Why identifying component parts helps us design better
We can understand the component parts, of our own situations, by being more attentive. Through breaking down the pieces that make the whole, we can draw a map and design our approach. By pinpointing what we enjoy most, or areas we are naturally talented in, it becomes clear which parts require more of our attention especially if they are skills or tools that support our strengths.
To design better, we need to understand the individual parts that make up the whole.
There are many aspects to being a good athlete. In the case of a basketball player, talent comprises of components including dribbling, shooting, and passing. If we break those component parts down even further as part of shooting, there are free throws, three-point shots, and jump shots. A basketball player may select different aspects of their game to improve upon at any given time. They may decide improving on their free throw will make them a better player overall and thus spend the next few weeks focused on that one component even if there is no specific situation that calls for it. This is what dedication looks like.
Flair is important, but sustaining long term betterment of ourselves requires identifying where we should focus our effort and time. Designing our own lives helps us become better, for ourselves and others.
Looking at your own component parts, alongside consideration of where you currently are and where you want to go; helps you determine what to improve on to continue expanding and eventually reach your goals.
This is a process, and it takes time, but if we utilise and build upon continuous small wins, we will have the motivation and momentum needed to create our path and develop each and every day.
Brett joined his company as the first designer. He slowly then quickly became the face of design for the company, and worked with external clients on design projects. A few years ago, Brett started to hire more designers and subsequently started managing a small team. He became aware that he didn’t know how to handle all the different management and job responsibilities all at once. Brett knew he was having trouble organising and prioritising. Knowing that no one directly around him could help, Brett set out to find a mentor to help guide him.
Sometimes putting a spotlight on our own work and processes allows us to understand if and when we need help or guidance from others.

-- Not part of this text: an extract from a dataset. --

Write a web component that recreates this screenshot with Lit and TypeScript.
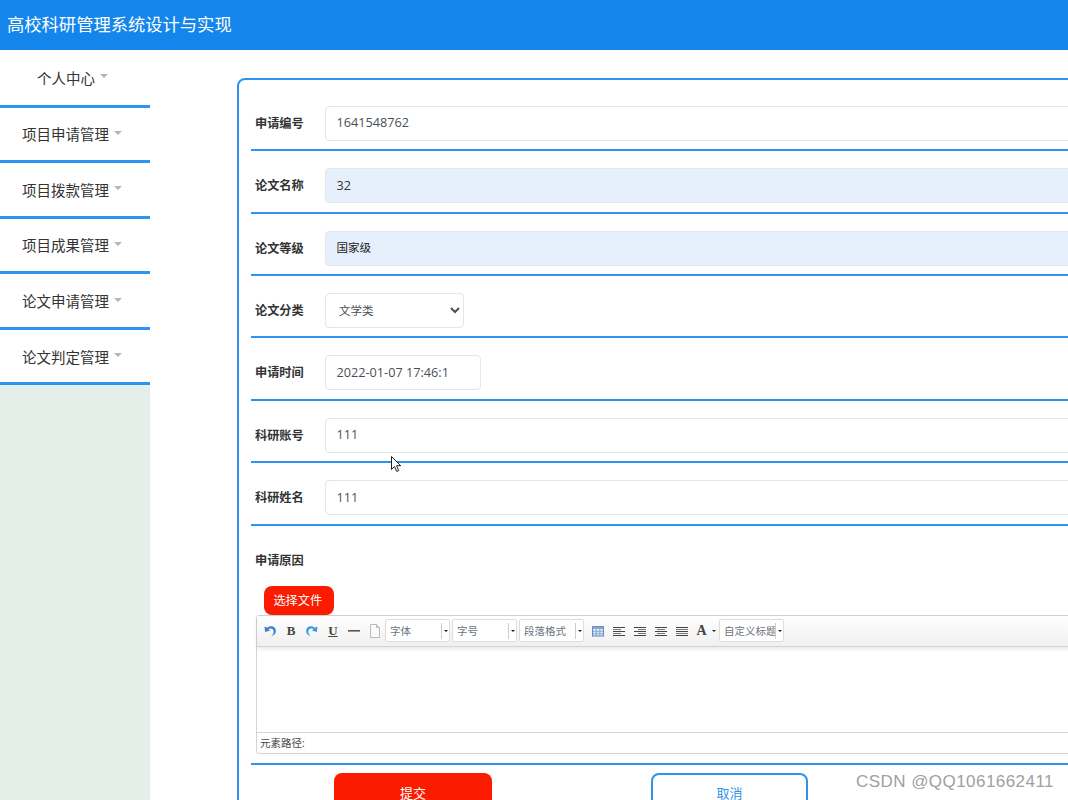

How designing better is the pathway to better design
Acknowledging component parts of our own process, challenges, selves or situation, takes a bit of work. Once we start painting the picture, we can better gauge how much effort to put in and where; and as a result feel less overwhelmed. When we recognise parts of our challenge, be it within ourselves or a situation, we can design for better futures.
A good place to start is to pick a specific area, either a challenge or situation, and ask yourself if you can identify the component parts that when improved, changes the outcome for the better.
Think of a work or life situation where there is tension; it is not going as smoothly as it needs to. What and which part doesn’t feel good? Why is there friction, ambiguity and discomfort in the unknown? What parts can you improve upon by yourself and where might you need help from the outside or someone else?
When we have, find or create systems that help us become better, we design better as we pave the way for repetitive wins. Even when we experience failures along the way, we accumulate knowledge for bigger future wins. Our will to better ourselves, and our future, is assisted by continuously improving the creative processes that help us design better, for better design.